Storytelling Broadcasts: 1944-1960s
How did CKLW tell stories on air?
Beginning in the mid-1940s, CKLW broadcasted a series of local history narrating programs, similiarly to nowadays' storytelling podcasts. The topics were strongly tied to regional history and local heritage. During the production stage of the program, the studio director would record the conversations and dialogues between the announcer and the guest, who would be the main speaker carrying out the topics. The recordings would be aired once a week, usually in the evenings on Saturdays. These recordings were sponsored and transcribed by Essex County Tourist Association, the predecessor of "Tourism Windsor Essex Pelee Island". The organization used this broadcasting program to promote local tourism and natural resources within Windsor and Essex County. It's a part of their marketing strategy to attract local and outside tourists to admire and enjoy their vacation in the region. Below are a few samples of the radio transcripts between 1953 and 1963.
What was the format of these broadcasts?
The transcripts usually began with an introduction of the guest and the topic. Then, the guest speaker would read the script written prior to the recording session. An advertisement by the Essex County Tourist Association, the program's chief sponsorship, would interrupt the guest in the middle of the show. Oftentimes, the ads. provided information about local summer events or festivals on the weekend during the airtime.
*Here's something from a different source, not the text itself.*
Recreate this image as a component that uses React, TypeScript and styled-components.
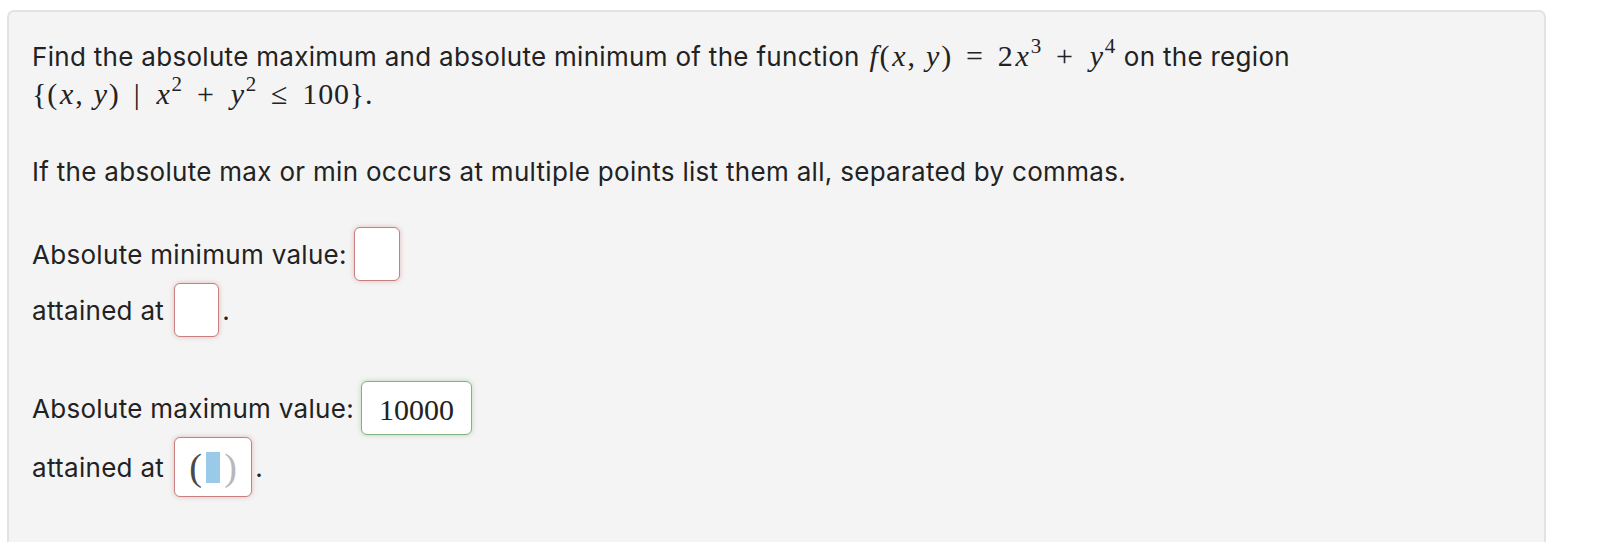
import React from "react";
import styled, { createGlobalStyle } from "styled-components";

const GlobalStyle = createGlobalStyle`
  html, body {
    margin: 0;
    padding: 0;
    background: #ffffff;
  }
  body {
    font-family: Inter, "Noto Sans", "Liberation Sans", sans-serif;
    color: #222222;
  }
`;

const Page = styled.div`
  padding: 10px 52px 0 7px;
  height: 542px;
  box-sizing: border-box;
  overflow: hidden;
`;

const Panel = styled.div`
  background: #f4f4f4;
  border: 2px solid #e3e3e3;
  border-radius: 7px;
  padding: 26px 23px 60px 23px;
  min-height: 580px;
  box-sizing: border-box;
`;

const Para = styled.p<{ $gap: number }>`
  margin: 0 0 ${(p) => p.$gap}px 0;
  font-size: 26px;
  line-height: 38px;
  letter-spacing: 0.3px;
`;

const Line = styled.div<{ $h: number }>`
  display: flex;
  align-items: center;
  height: ${(p) => p.$h}px;
  font-size: 26px;
  letter-spacing: 0.3px;
`;

const Spacer = styled.div<{ $h: number }>`
  height: ${(p) => p.$h}px;
`;

const Math = styled.span`
  font-family: "Liberation Serif", "DejaVu Serif", serif;
  font-size: 30px;
  line-height: 1;
  letter-spacing: 0.8px;
  white-space: nowrap;
`;

const V = styled.i`
  font-style: italic;
  margin: 0 1px 0 2px;
`;

const Sup = styled.sup`
  font-size: 21px;
  vertical-align: 13px;
  line-height: 0;
`;

const Op = styled.span`
  padding: 0 14px;
`;

const Box = styled.span<{
  $tone: "bad" | "good";
  $w: number;
  $h: number;
  $gap?: number;
}>`
  display: inline-flex;
  align-items: center;
  justify-content: center;
  box-sizing: border-box;
  flex: none;
  width: ${(p) => p.$w}px;
  height: ${(p) => p.$h}px;
  margin-left: ${(p) => p.$gap ?? 7}px;
  background: #ffffff;
  border-radius: 6px;
  border: 1.5px solid ${(p) => (p.$tone === "good" ? "#82b282" : "#c77f7f")};
  box-shadow: 0 0 5px
    ${(p) =>
      p.$tone === "good" ? "rgba(110, 175, 110, 0.45)" : "rgba(205, 115, 115, 0.45)"};
`;

const Answer = styled.span`
  font-family: "Liberation Serif", "DejaVu Serif", serif;
  font-size: 30px;
  letter-spacing: 0;
  color: #222;
  margin-top: 3px;
`;

const Paren = styled.span<{ $light?: boolean }>`
  font-family: "Liberation Serif", "DejaVu Serif", serif;
  font-size: 38px;
  line-height: 1;
  color: ${(p) => (p.$light ? "#b8b8b8" : "#4a4a4a")};
`;

const Slot = styled.span`
  display: inline-block;
  width: 14px;
  height: 31px;
  margin: 0 4px;
  background: #99cbe9;
`;

const Dot = styled.span`
  margin-left: 3px;
`;

export default function App() {
  return (
    <>
      <GlobalStyle />
      <Page>
        <Panel>
          <Para $gap={39}>
            Find the absolute maximum and absolute minimum of the function{" "}
            <Math>
              <V>f</V>(<V>x</V>, <V>y</V>)<Op>=</Op>2<V>x</V>
              <Sup>3</Sup>
              <Op>+</Op>
              <V>y</V>
              <Sup>4</Sup>
            </Math>{" "}
            on the region
            <br />
            <Math>
              {"{"}(<V>x</V>, <V>y</V>)<Op>|</Op>
              <V>x</V>
              <Sup>2</Sup>
              <Op>+</Op>
              <V>y</V>
              <Sup>2</Sup>
              <Op>≤</Op>100{"}"}.
            </Math>
          </Para>
          <Para $gap={35}>
            If the absolute max or min occurs at multiple points list them all,
            separated by commas.
          </Para>

          <Line $h={56}>
            Absolute minimum value:
            <Box $tone="bad" $w={46} $h={54} />
          </Line>
          <Line $h={56}>
            attained at
            <Box $tone="bad" $w={45} $h={54} $gap={10} />
            <Dot>.</Dot>
          </Line>

          <Spacer $h={42} />

          <Line $h={56}>
            Absolute maximum value:
            <Box $tone="good" $w={111} $h={54}>
              <Answer>10000</Answer>
            </Box>
          </Line>
          <Line $h={62}>
            attained at
            <Box $tone="bad" $w={78} $h={60} $gap={10}>
              <Paren>(</Paren>
              <Slot />
              <Paren $light>)</Paren>
            </Box>
            <Dot>.</Dot>
          </Line>
        </Panel>
      </Page>
    </>
  );
}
After that, the speaker would finish the speech and the annoucer would conlude the show. The closing comments usuaully included the information about the guest, the topic, and the schedule for the next broadcast. The following pages categorized all the transcripts to three major themes: "Public Works Developments", "Regional History", and "Memories and Recollections".
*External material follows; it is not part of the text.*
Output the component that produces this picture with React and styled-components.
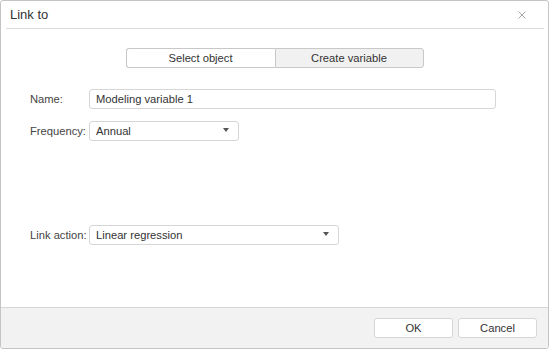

Who were the guest speakers?
The guests included of a variety of figures relevant to the topics they talked about. For example, the local historian, Mr. N.F. Morrison, who made frequent appearance for the show, spoke about the introduction of trolley cars in Essex County as well as early urban developments of Windsor. On the other hand, the superintendent of the National Historic Site of Fort Maiden, David P. Botsford, vividly portrayed regional involvements in the War of 1812. However, these speakers not only provided a general overview of the topics, but they also included people's perception and thoughts of the events during that time. The guest speakers would also mention how all their topics were tied to local memories and how historical events formed part of the region's identity.